__Directive__: Provide a single number: the count of lines containing the string "this".

----

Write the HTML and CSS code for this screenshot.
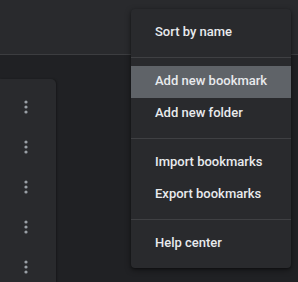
FILE: index.html
```html
<!DOCTYPE html>
<html lang="en">
<head>
  <meta charset="UTF-8" />
  <title>Bookmarks</title>
  <link rel="stylesheet" href="styles.css">
</head>
<body>
  <div class="toolbar"></div>
  <div class="main">
    <div class="card">
      <div class="row"><svg class="more" width="4" height="14" viewBox="0 0 4 14"><circle cx="2" cy="2" r="1.6"/><circle cx="2" cy="7" r="1.6"/><circle cx="2" cy="12" r="1.6"/></svg></div>
      <div class="row"><svg class="more" width="4" height="14" viewBox="0 0 4 14"><circle cx="2" cy="2" r="1.6"/><circle cx="2" cy="7" r="1.6"/><circle cx="2" cy="12" r="1.6"/></svg></div>
      <div class="row"><svg class="more" width="4" height="14" viewBox="0 0 4 14"><circle cx="2" cy="2" r="1.6"/><circle cx="2" cy="7" r="1.6"/><circle cx="2" cy="12" r="1.6"/></svg></div>
      <div class="row"><svg class="more" width="4" height="14" viewBox="0 0 4 14"><circle cx="2" cy="2" r="1.6"/><circle cx="2" cy="7" r="1.6"/><circle cx="2" cy="12" r="1.6"/></svg></div>
      <div class="row"><svg class="more" width="4" height="14" viewBox="0 0 4 14"><circle cx="2" cy="2" r="1.6"/><circle cx="2" cy="7" r="1.6"/><circle cx="2" cy="12" r="1.6"/></svg></div>
    </div>
  </div>

  <div class="menu">
    <div class="item">Sort by name</div>
    <hr>
    <div class="item active">Add new bookmark</div>
    <div class="item">Add new folder</div>
    <hr>
    <div class="item">Import bookmarks</div>
    <div class="item">Export bookmarks</div>
    <hr>
    <div class="item">Help center</div>
  </div>
</body>
</html>
```

FILE: styles.css
```css
body {
  margin: 0;
  background: #202124;
  font-family: Roboto, "Liberation Sans", sans-serif;
  color: #e8eaed;
  overflow: hidden;
}

.toolbar {
  height: 54px;
  background: #292a2d;
  border-bottom: 1px solid #3c3d40;
}

.main {
  padding-top: 24px;
}

.card {
  width: 56px;
  background: #292a2d;
  border-top-right-radius: 5px;
  box-shadow: 1px 0 2px rgba(0, 0, 0, 0.3);
  padding-top: 8px;
}

.row {
  height: 40px;
  display: flex;
  align-items: center;
  padding-left: 24px;
}

.more {
  fill: #9aa0a6;
}

.menu {
  position: absolute;
  left: 131px;
  top: 9px;
  width: 160px;
  background: #292a2d;
  border-radius: 4px;
  padding: 8px 0;
  box-shadow: 0 2px 6px rgba(0, 0, 0, 0.45), 0 1px 2px rgba(0, 0, 0, 0.3);
}

.item {
  height: 30px;
  line-height: 30px;
  padding: 0 0 2px 24px;
  font-size: 13px;
  font-weight: 500;
  white-space: nowrap;
}

.item.active {
  background: #5f6368;
}

.menu hr {
  border: none;
  border-top: 1px solid #3f4043;
  margin: 8px 0;
}
```
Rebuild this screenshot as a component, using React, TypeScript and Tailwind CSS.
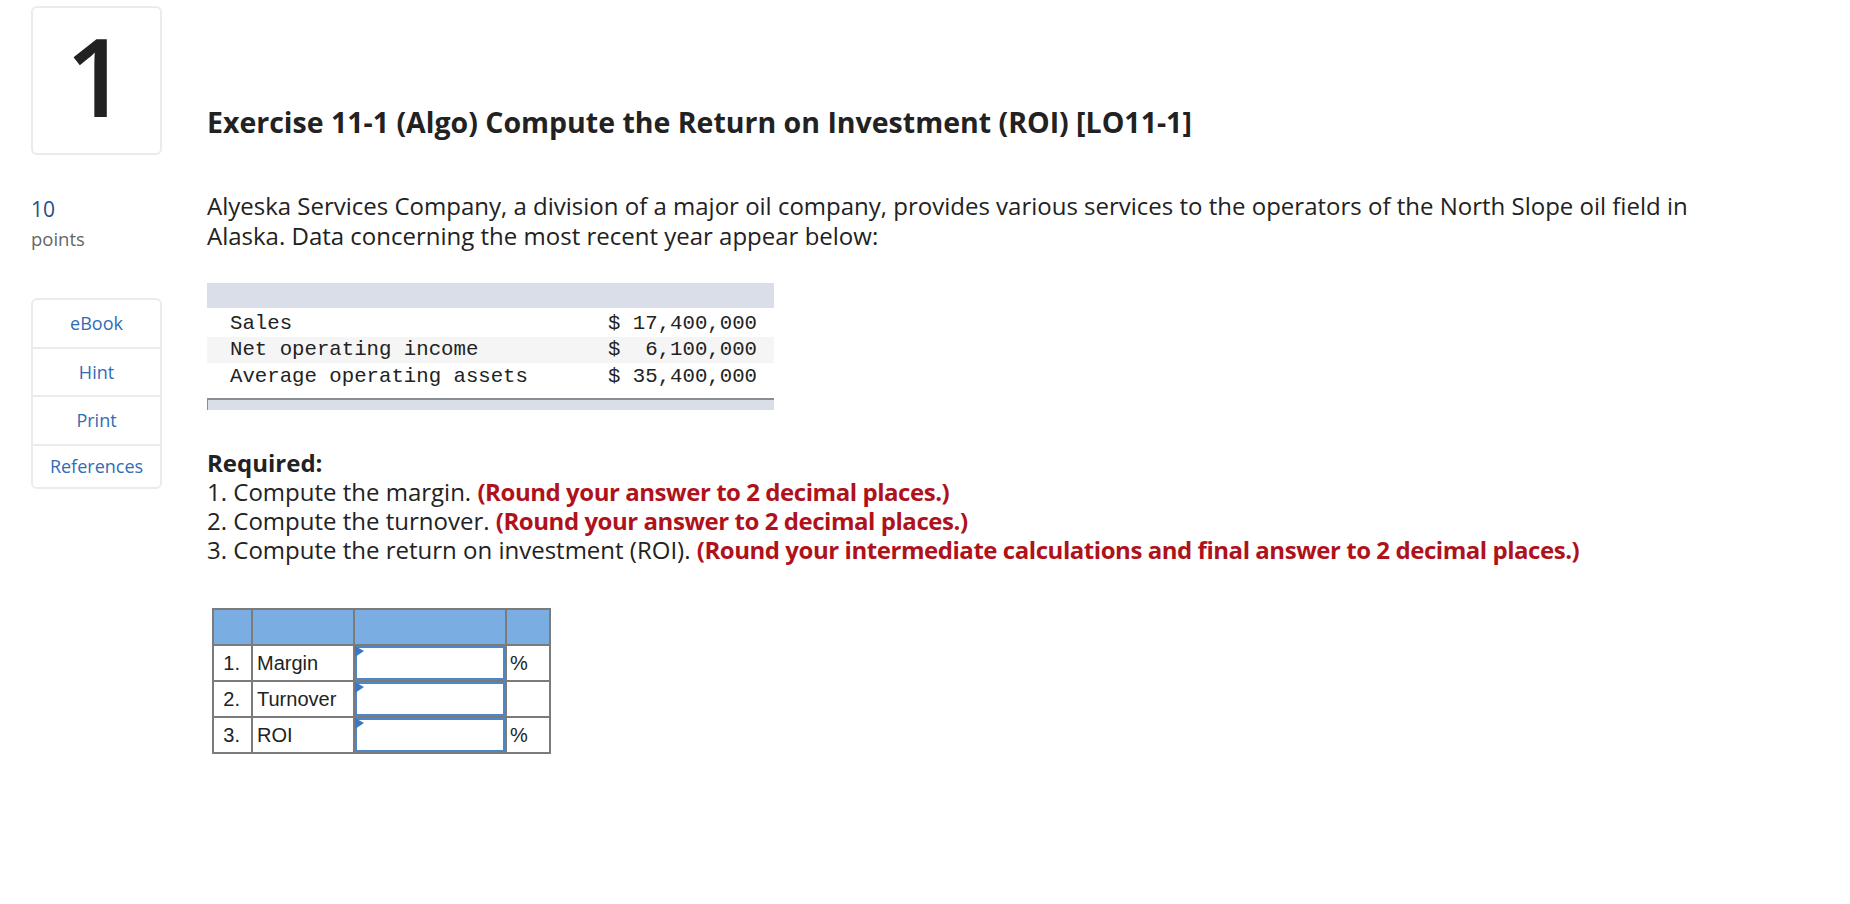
const sideLinks = [
  { name: 'eBook', h: 'h-[47px]' },
  { name: 'Hint', h: 'h-[48px]' },
  { name: 'Print', h: 'h-[49px]' },
  { name: 'References', h: 'h-[43px]' },
];

const dataRows = [
  { label: 'Sales', value: '$ 17,400,000', shade: false },
  { label: 'Net operating income', value: '$  6,100,000', shade: true },
  { label: 'Average operating assets', value: '$ 35,400,000', shade: false },
];

const answerRows = [
  { num: '1.', label: 'Margin', unit: '%' },
  { num: '2.', label: 'Turnover', unit: '' },
  { num: '3.', label: 'ROI', unit: '%' },
];

function AnswerInput() {
  return (
    <div className="relative h-full w-full border-2 border-[#4d87c7] bg-white">
      {/* small flag marker in the corner of the entry field */}
      <svg className="absolute -left-[2px] -top-[2px]" width="9" height="11" viewBox="0 0 9 11">
        <path d="M0 0 L9 5 L0 11 Z" fill="#3b78c2" />
      </svg>
      <input className="h-full w-full bg-transparent px-1 outline-none" aria-label="answer" />
    </div>
  );
}

export default function App() {
  return (
    <div className="min-h-screen bg-white font-['Open_Sans',sans-serif] text-[#222] flex pl-[31px] pt-[6px]">
      {/* Left column: question number, points, tools */}
      <aside className="w-[131px] shrink-0">
        <div className="h-[149px] border-2 border-[#ebebeb] rounded-md flex items-center justify-center">
          <span className="text-[108px] leading-none font-semibold text-[#222] mb-[9px]">1</span>
        </div>

        <div className="mt-[41px] text-[21px] leading-[26px] text-[#1f4e8c]">10</div>
        <div className="mt-[5px] text-[18.5px] leading-[24px] text-[#666]">points</div>

        <div className="mt-[47px] border-2 border-[#ebebeb] rounded-md">
          {sideLinks.map((item, i) => (
            <div
              key={item.name}
              className={`${item.h} flex items-center justify-center text-[18px] text-[#2f6db5] ${i > 0 ? 'border-t-2 border-[#ebebeb]' : ''}`}
            >
              {item.name}
            </div>
          ))}
        </div>
      </aside>

      {/* Main question content */}
      <main className="ml-[45px] flex-1">
        <h1 className="mt-[98px] text-[28.5px] leading-[36px] font-bold text-[#222]">
          Exercise 11-1 (Algo) Compute the Return on Investment (ROI) [LO11-1]
        </h1>

        <p className="mt-[51px] max-w-[1540px] text-[24px] leading-[29.5px]">
          Alyeska Services Company, a division of a major oil company, provides various services to the operators of the North Slope oil field in Alaska. Data concerning the most recent year appear below:
        </p>

        {/* Given data */}
        <div className="mt-[33px] w-[567px] font-['Liberation_Mono',monospace] text-[20.7px] text-[#222]">
          <div className="h-[25px] bg-[#d9dee8]" />
          <div className="pt-[2px]">
            {dataRows.map((row) => (
              <div
                key={row.label}
                className={`h-[26.5px] flex items-center justify-between pl-[23px] pr-[17px] ${row.shade ? 'bg-[#f5f5f5]' : ''}`}
              >
                <span>{row.label}</span>
                <span className="whitespace-pre">{row.value}</span>
              </div>
            ))}
          </div>
          <div className="mt-[8.5px] h-[12px] bg-[#d9dee8] border-t-2 border-l border-[#8a8d93]" />
        </div>

        {/* Requirements */}
        <div className="mt-[38px] text-[24px] leading-[29px]">
          <div className="font-bold">Required:</div>
          <div>
            1. Compute the margin.{' '}
            <span className="font-bold tracking-[-0.45px] text-[#b0121b]">(Round your answer to 2 decimal places.)</span>
          </div>
          <div>
            2. Compute the turnover.{' '}
            <span className="font-bold tracking-[-0.45px] text-[#b0121b]">(Round your answer to 2 decimal places.)</span>
          </div>
          <div>
            3. Compute the return on investment (ROI).{' '}
            <span className="font-bold tracking-[-0.45px] text-[#b0121b]">
              (Round your intermediate calculations and final answer to 2 decimal places.)
            </span>
          </div>
        </div>

        {/* Answer grid */}
        <div className="mt-[44px] ml-[5px] w-fit grid grid-cols-[37px_100px_150px_42px] auto-rows-[34px] gap-[2px] bg-[#7b7b7b] p-[2px] font-['Liberation_Sans',sans-serif] text-[20px] text-[#222]">
          <div className="bg-[#7aade1]" />
          <div className="bg-[#7aade1]" />
          <div className="bg-[#7aade1]" />
          <div className="bg-[#7aade1]" />
          {answerRows.map((row) => (
            <div key={row.num} className="contents">
              <div className="bg-white flex items-center justify-end pr-[11px]">{row.num}</div>
              <div className="bg-white flex items-center pl-[4px]">{row.label}</div>
              <div className="bg-white">
                <AnswerInput />
              </div>
              <div className="bg-white flex items-center pl-[3px]">{row.unit}</div>
            </div>
          ))}
        </div>
      </main>
    </div>
  );
}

----

__Solved problem__: 2